Mark Cane's most enduring legacy is the creation of the field of seasonal climate prediction. Before his work, El Niño was considered a chaotic curiosity; he helped transform it into a predictable phenomenon. The operational seasonal forecasts issued by meteorological agencies today are a direct descendant of his pioneering 1986 forecast, impacting agriculture, water management, and disaster preparedness worldwide.

His specific legacy is the Zebiak-Cane model, which stands as one of the most influential models in climate science history. It provided the first credible tool for ENSO prediction and became an essential pedagogical device, used by generations of students to understand the core dynamics of the climate system.
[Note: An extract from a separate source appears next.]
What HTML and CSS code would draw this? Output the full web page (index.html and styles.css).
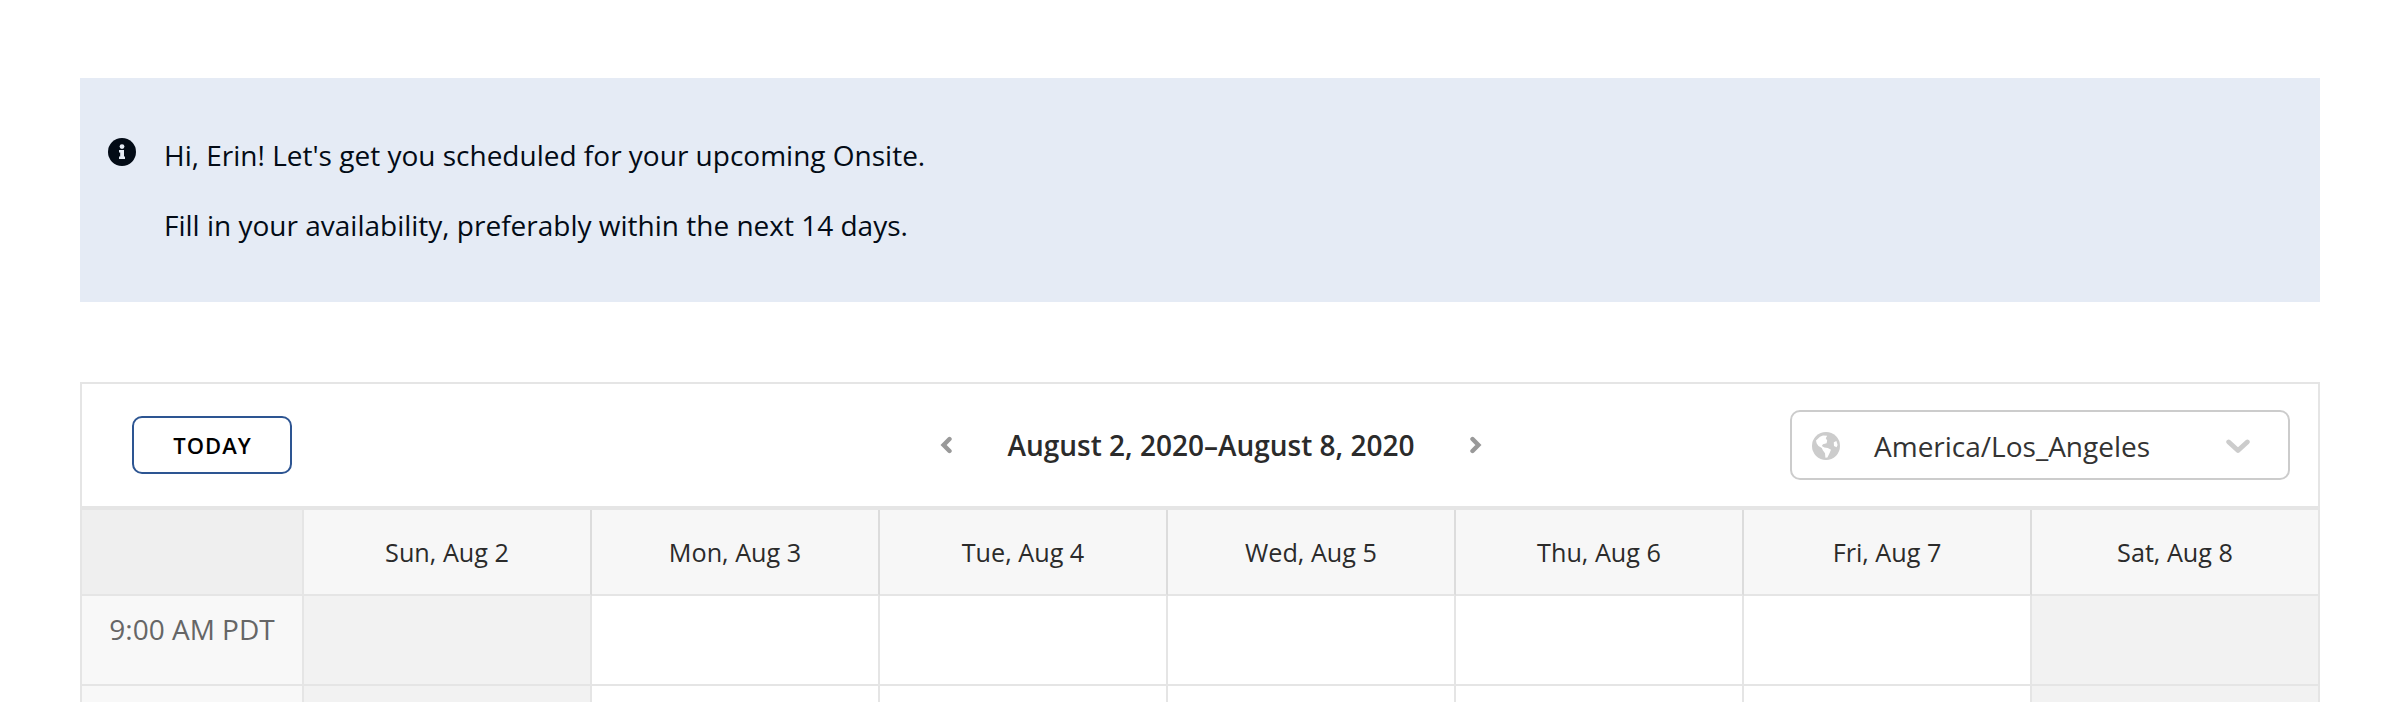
FILE: index.html
```html
<!DOCTYPE html>
<html lang="en">
<head>
    <meta charset="UTF-8">
    <meta name="viewport" content="width=device-width, initial-scale=1.0">
    <title>Schedule Availability</title>
    <link rel="stylesheet" href="styles.css">
</head>
<body>

    <!-- Intro message -->
    <div class="notice">
        <svg class="notice-icon" viewBox="0 0 28 28">
            <circle cx="14" cy="14" r="14" fill="#030b16"/>
            <circle cx="14" cy="8.6" r="2.4" fill="#e5ebf5"/>
            <path d="M11 12h5v6.5h1v2.5h-6v-2.5h1.2v-4H11z" fill="#e5ebf5"/>
        </svg>
        <div class="notice-text">
            <p>Hi, Erin! Let's get you scheduled for your upcoming Onsite.</p>
            <p>Fill in your availability, preferably within the next 14 days.</p>
        </div>
    </div>

    <div class="calendar">
        <!-- Toolbar -->
        <div class="toolbar">
            <button class="today-btn">TODAY</button>
            <div class="week-nav">
                <button class="nav-btn" aria-label="Previous week">
                    <svg width="12" height="18" viewBox="0 0 12 18"><path d="M9.5 3L3.6 9l5.9 6"/></svg>
                </button>
                <h2>August 2, 2020–August 8, 2020</h2>
                <button class="nav-btn" aria-label="Next week">
                    <svg width="12" height="18" viewBox="0 0 12 18"><path d="M2.5 3L8.4 9l-5.9 6"/></svg>
                </button>
            </div>
            <div class="timezone">
                <svg class="globe" viewBox="0 0 28 28">
                    <circle cx="14" cy="14" r="14" fill="#ccc"/>
                    <path d="M4 8.5L8 4.7l3-1.2 4.2.2-1.4 2.5 1.4 2.2-.6 2.8-3.6 1-1.2 1.8 2.6 1.6 3.4.4 3.2 1.8-1.6 3.8-2 4-2 .1-.4-4.5-2.2-3-1-2.1-3.3-2.1-1.8-2.6z" fill="#fff"/>
                    <path d="M21.8 10.3l2.6-1.4 1.2 4-1 2.4-2.6-1.3z" fill="#fff"/>
                </svg>
                <span>America/Los_Angeles</span>
                <svg class="caret" viewBox="0 0 24 16"><path d="M2.7 4l9.3 8.6L21.3 4"/></svg>
            </div>
        </div>

        <!-- Week grid -->
        <div class="week">
            <div class="corner"></div>
            <div class="day">Sun, Aug 2</div>
            <div class="day">Mon, Aug 3</div>
            <div class="day">Tue, Aug 4</div>
            <div class="day">Wed, Aug 5</div>
            <div class="day">Thu, Aug 6</div>
            <div class="day">Fri, Aug 7</div>
            <div class="day">Sat, Aug 8</div>

            <div class="time">9:00 AM PDT</div>
            <div class="slot closed"></div>
            <div class="slot"></div>
            <div class="slot"></div>
            <div class="slot"></div>
            <div class="slot"></div>
            <div class="slot"></div>
            <div class="slot closed"></div>

            <div class="time"></div>
            <div class="slot closed"></div>
            <div class="slot"></div>
            <div class="slot"></div>
            <div class="slot"></div>
            <div class="slot"></div>
            <div class="slot"></div>
            <div class="slot closed"></div>
        </div>
    </div>

</body>
</html>
```
FILE: styles.css
```css
* {
    margin: 0;
    padding: 0;
    box-sizing: border-box;
}

body {
    font-family: 'Open Sans', sans-serif;
    font-size: 28px;
    background-color: #fff;
    color: #2b2b2b;
    padding: 78px 78px 0 80px;
}

.notice {
    display: flex;
    align-items: flex-start;
    gap: 28px;
    height: 224px;
    padding: 60px 28px 0;
    margin-bottom: 80px;
    background-color: #e5ebf5;
    color: #030b16;
}

.notice-icon {
    width: 28px;
    height: 28px;
}

.notice-text p {
    line-height: 34px;
    margin-bottom: 36px;
}

.calendar {
    border: 2px solid #e5e5e5;
    border-bottom: none;
}

.toolbar {
    display: grid;
    grid-template-columns: 500px 1fr 500px;
    align-items: center;
    height: 126px;
    padding: 0 28px 0 50px;
    border-bottom: 4px solid #e5e5e5;
}

button {
    font-family: inherit;
    background: none;
    border: none;
    cursor: pointer;
}

.today-btn {
    width: 160px;
    height: 58px;
    border: 2px solid #2d5592;
    border-radius: 10px;
    color: #000;
    font-size: 22px;
    font-weight: 600;
    letter-spacing: 1px;
    text-indent: 1px;
}

.week-nav {
    display: flex;
    justify-content: center;
    align-items: center;
    gap: 55px;
}

.week-nav h2 {
    font-size: 28px;
    font-weight: 600;
}

.nav-btn {
    display: flex;
}

.nav-btn path {
    fill: none;
    stroke: #999;
    stroke-width: 4.4;
    stroke-linecap: round;
}

.timezone {
    display: flex;
    align-items: center;
    height: 70px;
    padding: 0 38px 0 20px;
    border: 2px solid #ccc;
    border-radius: 10px;
    color: #333;
}

.timezone span {
    flex: 1;
    margin-left: 34px;
    padding-top: 2px;
}

.globe {
    width: 28px;
    height: 28px;
    margin-top: 2px;
}

.caret {
    width: 24px;
    height: 16px;
    margin-top: 2px;
}

.caret path {
    fill: none;
    stroke: #ccc;
    stroke-width: 4.8;
    stroke-linecap: round;
    stroke-linejoin: round;
}

.week {
    display: grid;
    grid-template-columns: 222px repeat(6, 288px) 286px;
    grid-template-rows: 86px 90px 16px;
}

.week > div {
    border-right: 2px solid #e5e5e5;
    border-bottom: 2px solid #e5e5e5;
}

.week > div:nth-child(8n) {
    border-right: none;
}

.week > div:nth-child(n+17) {
    border-bottom: none;
    padding: 0;
}

.corner {
    background-color: #efefef;
}

.week .day {
    display: flex;
    justify-content: center;
    align-items: center;
    background-color: #f7f7f7;
    border-right-color: #dcdcdc;
    font-size: 25.2px;
}

.time {
    padding-top: 14px;
    background-color: #f8f8f8;
    color: #666;
    text-align: center;
}

.closed {
    background-color: #f2f2f2;
}
```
It demonstrated the feasibility of dynamical climate modeling.

Beyond specific models, Cane helped establish the modern paradigm of climate science as a mathematically rigorous, computationally driven, and interdisciplinary enterprise. By successfully bridging meteorology, oceanography, and applied mathematics, he inspired a more integrated approach to studying the planet. His work laid a cornerstone for contemporary efforts in climate prediction and adaptation.

Personal Characteristics

Outside the laboratory and classroom, Cane is known to have a deep appreciation for music, particularly classical and opera. This interest in structured, complex compositions mirrors his approach to the intricate patterns of the climate system. It reflects a mind that finds beauty in elaborate systems, whether composed by humans or by nature.

He is also described as a person of understated humor and warmth by those who know him well. While publicly reserved, in smaller settings he engages with a thoughtful kindness. These characteristics, combined with his intellectual stature, have earned him the deep respect and affection of his colleagues and students over a long career.